Los turistas no se amedrentaron por el humo, un grupo de 30 de ellos, la mayoría jóvenes, se tomaban selfies frente a la Casa Blanca y otros comían hot dogs a la intemperie. Risas, conversaciones, casi ninguno con cubrebocas, los posteos con ese aditamento son muy 2020.
Una turista destacaba en el grupo: Mónica Montealegre, de Colombia, quien sí llevaba uno.
“Yo sí estoy muy preocupada, cada vez que camino siento más el olor a quemado y yo padezco de asma y eso hace que sea más complejo”, relató. “No me da miedo, pero sí me parece impresionante ver los efectos del cambio climático en la cotidianidad”.
El iPhone de Mónica le alertó desde la mañana la mala calidad del aire y le recomendó usar el cubrebocas. Ella, con su padecimiento, es parte de ese grupo vulnerable, junto con los adultos mayores, que no se puede permitir ignorar una advertencia de esa naturaleza. Además, con el calor encima, el humo no se disipaba por completo.
La cabeza le dolía por exponerse más de una hora al humo. También tenía los ojos rojos y la sensación de haberse enfermado de una gripe repentina.

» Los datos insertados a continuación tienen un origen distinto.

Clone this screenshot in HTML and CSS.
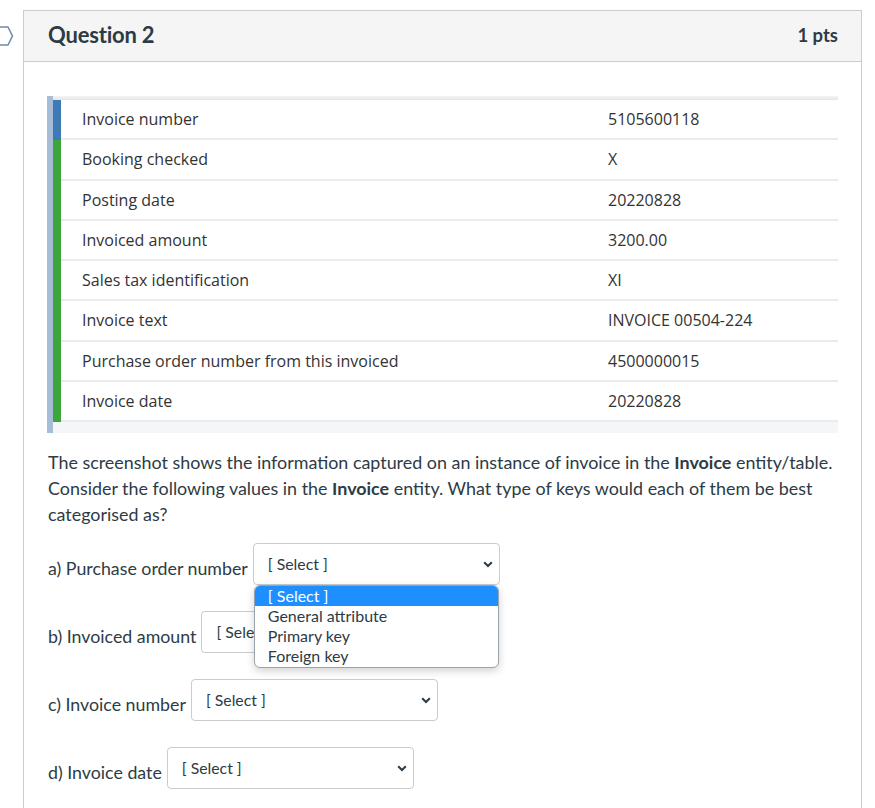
FILE: index.html
```html
<!DOCTYPE html>
<html lang="en">
<head>
<meta charset="utf-8">
<link rel="stylesheet" href="styles.css">
<title>Question 2</title>
</head>
<body>
<div class="page">
  <svg class="flag" width="14" height="22" viewBox="0 0 14 22"><path d="M-2 2 H8 L12.5 11 L8 20 H-2" fill="none" stroke="#6b8cab" stroke-width="1.6" stroke-linejoin="round"/></svg>
  <div class="card">
    <div class="card-head">
      <h2 class="title">Question 2</h2>
      <span class="pts">1 pts</span>
    </div>
    <div class="card-body">
      <div class="shot">
        <div class="shot-top"></div>
        <div class="row"><span class="mark blue"></span><span class="lab">Invoice number</span><span class="val">5105600118</span></div>
        <div class="row"><span class="mark"></span><span class="lab">Booking checked</span><span class="val">X</span></div>
        <div class="row"><span class="mark"></span><span class="lab">Posting date</span><span class="val">20220828</span></div>
        <div class="row"><span class="mark"></span><span class="lab">Invoiced amount</span><span class="val">3200.00</span></div>
        <div class="row"><span class="mark"></span><span class="lab">Sales tax identification</span><span class="val">XI</span></div>
        <div class="row"><span class="mark"></span><span class="lab">Invoice text</span><span class="val">INVOICE 00504-224</span></div>
        <div class="row"><span class="mark"></span><span class="lab">Purchase order number from this invoiced</span><span class="val">4500000015</span></div>
        <div class="row"><span class="mark"></span><span class="lab">Invoice date</span><span class="val">20220828</span></div>
        <div class="shot-bottom"></div>
      </div>
      <p class="text">The screenshot shows the information captured on an instance of invoice in the <b>Invoice</b> entity/table. Consider the following values in the <b>Invoice</b> entity. What type of keys would each of them be best categorised as?</p>
      <div class="answers">
        <div class="ans">
          <span class="alab">a) Purchase order number</span>
          <div class="sel-wrap">
            <div class="sel"><span>[ Select ]</span><svg class="chev" width="10" height="7" viewBox="0 0 10 7"><path d="M1.2 1.2 L5 5 L8.8 1.2" fill="none" stroke="#2d3b45" stroke-width="2"/></svg></div>
            <ul class="menu">
              <li class="hi">[ Select ]</li>
              <li>General attribute</li>
              <li>Primary key</li>
              <li>Foreign key</li>
            </ul>
          </div>
        </div>
        <div class="ans">
          <span class="alab">b) Invoiced amount</span>
          <div class="sel"><span>[ Select ]</span><svg class="chev" width="10" height="7" viewBox="0 0 10 7"><path d="M1.2 1.2 L5 5 L8.8 1.2" fill="none" stroke="#2d3b45" stroke-width="2"/></svg></div>
        </div>
        <div class="ans">
          <span class="alab">c) Invoice number</span>
          <div class="sel"><span>[ Select ]</span><svg class="chev" width="10" height="7" viewBox="0 0 10 7"><path d="M1.2 1.2 L5 5 L8.8 1.2" fill="none" stroke="#2d3b45" stroke-width="2"/></svg></div>
        </div>
        <div class="ans">
          <span class="alab">d) Invoice date</span>
          <div class="sel"><span>[ Select ]</span><svg class="chev" width="10" height="7" viewBox="0 0 10 7"><path d="M1.2 1.2 L5 5 L8.8 1.2" fill="none" stroke="#2d3b45" stroke-width="2"/></svg></div>
        </div>
      </div>
    </div>
  </div>
</div>
</body>
</html>
```

FILE: styles.css
```css
html, body {
  margin: 0;
  padding: 0;
  background: #fff;
  font-family: Lato, "Open Sans", sans-serif;
  color: #2d3b45;
  overflow: hidden;
}
.page {
  position: relative;
  padding: 10px 0 0 23px;
}
.flag {
  position: absolute;
  left: 0;
  top: 25px;
}
.card {
  width: 837px;
  border: 1px solid #c7cdd1;
  border-bottom: none;
  min-height: 820px;
}
.card-head {
  height: 51px;
  box-sizing: border-box;
  background: #f5f5f5;
  border-bottom: 1px solid #c7cdd1;
  display: flex;
  align-items: center;
  justify-content: space-between;
  padding: 0 23px 3px 24px;
}
.title {
  margin: 0;
  font-size: 22px;
  font-weight: 700;
  letter-spacing: -0.2px;
  color: #2d3b45;
}
.pts {
  font-size: 18.5px;
  font-weight: 700;
  color: #2d3b45;
}
.card-body {
  padding: 34px 23px 0 23px;
}
.shot {
  width: 791px;
  background: #fff;
  border-left: 6px solid #a7bcd6;
  box-sizing: border-box;
  font-family: "Open Sans", "Noto Sans", sans-serif;
  font-size: 16px;
  color: #333;
}
.shot-top {
  height: 4px;
  background: linear-gradient(#f4f4f4, #e6e6e6);
}
.shot-bottom {
  height: 11px;
  background: #f5f6f7;
}
.row {
  display: flex;
  align-items: center;
  height: 38.25px;
  border-bottom: 2px solid #ebebeb;
}
.mark {
  width: 8px;
  height: calc(100% + 2px);
  background: #3ca63c;
  align-self: flex-start;
}
.mark.blue {
  background: #3e7bb5;
}
.lab {
  padding-left: 21px;
  width: 526px;
}
.val {
  flex: 1;
}
.text {
  margin: 16px 0 0 1px;
  font-size: 17.9px;
  line-height: 26px;
  color: #2d3b45;
}
.text b {
  font-weight: 700;
}
.answers {
  margin-top: 16px;
  display: flex;
  flex-direction: column;
  gap: 26px;
  padding-left: 1px;
}
.ans {
  display: flex;
  align-items: center;
  gap: 5px;
  font-size: 17.8px;
}
.alab {
  padding-top: 8px;
}
.sel-wrap {
  position: relative;
}
.sel {
  width: 247px;
  height: 42px;
  box-sizing: border-box;
  border: 1px solid #c7cdd1;
  border-radius: 4px;
  background: #fff;
  display: flex;
  align-items: center;
  justify-content: space-between;
  padding: 0 6px 2px 14px;
  font-size: 15.8px;
  color: #2d3b45;
}
.chev {
  margin-top: 3px;
}
.menu {
  position: absolute;
  left: 1px;
  top: 42px;
  width: 245px;
  box-sizing: border-box;
  margin: 0;
  padding: 0 0 1px 0;
  list-style: none;
  background: #fff;
  border: 1px solid #9aa3aa;
  border-radius: 6px;
  box-shadow: 0 3px 8px rgba(0, 0, 0, 0.18);
  overflow: hidden;
  z-index: 5;
  font-size: 16px;
}
.menu li {
  height: 20px;
  line-height: 20px;
  padding-left: 13px;
  color: #2d3b45;
}
.menu li.hi {
  background: #1e8fff;
  color: #fff;
}
```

Junto a Mónica, Constanza Gómez, su amiga peruana, contó que encontrar el cubrebocas que portaba fue complicado y únicamente hasta que le regalaron uno pudo usarlo. “Lo que uno no se imagina es que después de la pandemia volveríamos a usar el tapabocas de forma recomendada por las autoridades”, dijo. “Pero parece que hay que tenerlo listo por alguna situación que surja”.
Un incendio a más de 1,000 kilómetros al norte parece una razón poco probable para cargar con uno, sin embargo a Washington la tomó desprevenida la humareda, al igual que a Nueva York, Filadelfia y otras ciudades y comunidades del noreste de Estados Unidos.
Para las cuatro de la tarde el viento se redujo. También la mala calidad del aire. El estado del clima seguía insalubre, aunque el humo y el olor ya no eran tan evidentes. O quizá, tenía razón el oficial Cummings: uno se acostumbra a todo.